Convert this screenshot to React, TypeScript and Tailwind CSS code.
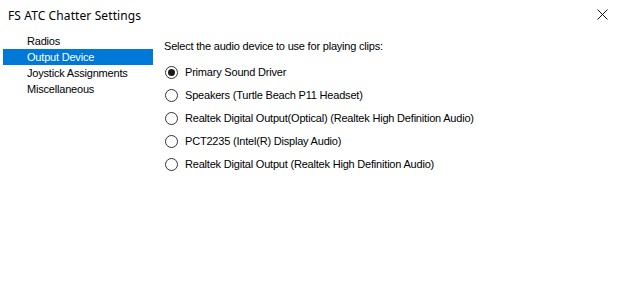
import { useState } from "react";

const sections = ["Radios", "Output Device", "Joystick Assignments", "Miscellaneous"];

const devices = [
  "Primary Sound Driver",
  "Speakers (Turtle Beach P11 Headset)",
  "Realtek Digital Output(Optical) (Realtek High Definition Audio)",
  "PCT2235 (Intel(R) Display Audio)",
  "Realtek Digital Output (Realtek High Definition Audio)",
];

function Radio({ checked }: { checked: boolean }) {
  return (
    <span className="w-[13px] h-[13px] rounded-full border border-[#333333] bg-white flex items-center justify-center shrink-0">
      {checked && <span className="w-[7px] h-[7px] rounded-full bg-[#1a1a1a]" />}
    </span>
  );
}

export default function App() {
  const [section, setSection] = useState(1);
  const [device, setDevice] = useState(0);

  return (
    <div className="w-[622px] h-[282px] bg-white text-black overflow-hidden relative select-none">
      {/* Title bar */}
      <div className="h-[31px] flex items-center pl-[8px] text-[12px] tracking-[0.1px] text-[#000] font-['Noto_Sans',sans-serif]">
        FS ATC Chatter Settings
      </div>
      <button className="absolute top-[3px] right-[6px] w-[28px] h-[22px] flex items-center justify-center">
        <svg width="11" height="11" viewBox="0 0 11 11">
          <path d="M0.5 0.5 L10.5 10.5 M10.5 0.5 L0.5 10.5" stroke="#111" strokeWidth="1" />
        </svg>
      </button>

      <div className="flex font-['Liberation_Sans',Arial,sans-serif] text-[11px] tracking-[-0.2px]">
        {/* Sidebar list */}
        <div className="w-[150px] ml-[3px] mt-[2px] flex flex-col">
          {sections.map((s, i) => (
            <div
              key={s}
              onClick={() => setSection(i)}
              className={`h-[16px] leading-[16px] pl-[24px] ${
                section === i ? "bg-[#0078d7] text-white" : "text-black"
              }`}
            >
              {s}
            </div>
          ))}
        </div>

        {/* Content */}
        <div className="ml-[11px] mt-[8px] flex flex-col">
          <div className="h-[14px] leading-[14px]">Select the audio device to use for playing clips:</div>
          <div className="mt-[13px] flex flex-col gap-[10px]">
            {devices.map((d, i) => (
              <label
                key={d}
                onClick={() => setDevice(i)}
                className="h-[13px] flex items-center gap-[7px] ml-[1px]"
              >
                <Radio checked={device === i} />
                <span className="leading-[13px]">{d}</span>
              </label>
            ))}
          </div>
        </div>
      </div>
    </div>
  );
}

= = = = =

** GIVEN PROBLEM **
Would you reproduce the lines above, from the very first through the line containing "const [device, setDevice] = useState(0);", exactly and without the pictures?

** FULL OUTPUT **
Convert this screenshot to React, TypeScript and Tailwind CSS code.
import { useState } from "react";

const sections = ["Radios", "Output Device", "Joystick Assignments", "Miscellaneous"];

const devices = [
  "Primary Sound Driver",
  "Speakers (Turtle Beach P11 Headset)",
  "Realtek Digital Output(Optical) (Realtek High Definition Audio)",
  "PCT2235 (Intel(R) Display Audio)",
  "Realtek Digital Output (Realtek High Definition Audio)",
];

function Radio({ checked }: { checked: boolean }) {
  return (
    <span className="w-[13px] h-[13px] rounded-full border border-[#333333] bg-white flex items-center justify-center shrink-0">
      {checked && <span className="w-[7px] h-[7px] rounded-full bg-[#1a1a1a]" />}
    </span>
  );
}

export default function App() {
  const [section, setSection] = useState(1);
  const [device, setDevice] = useState(0);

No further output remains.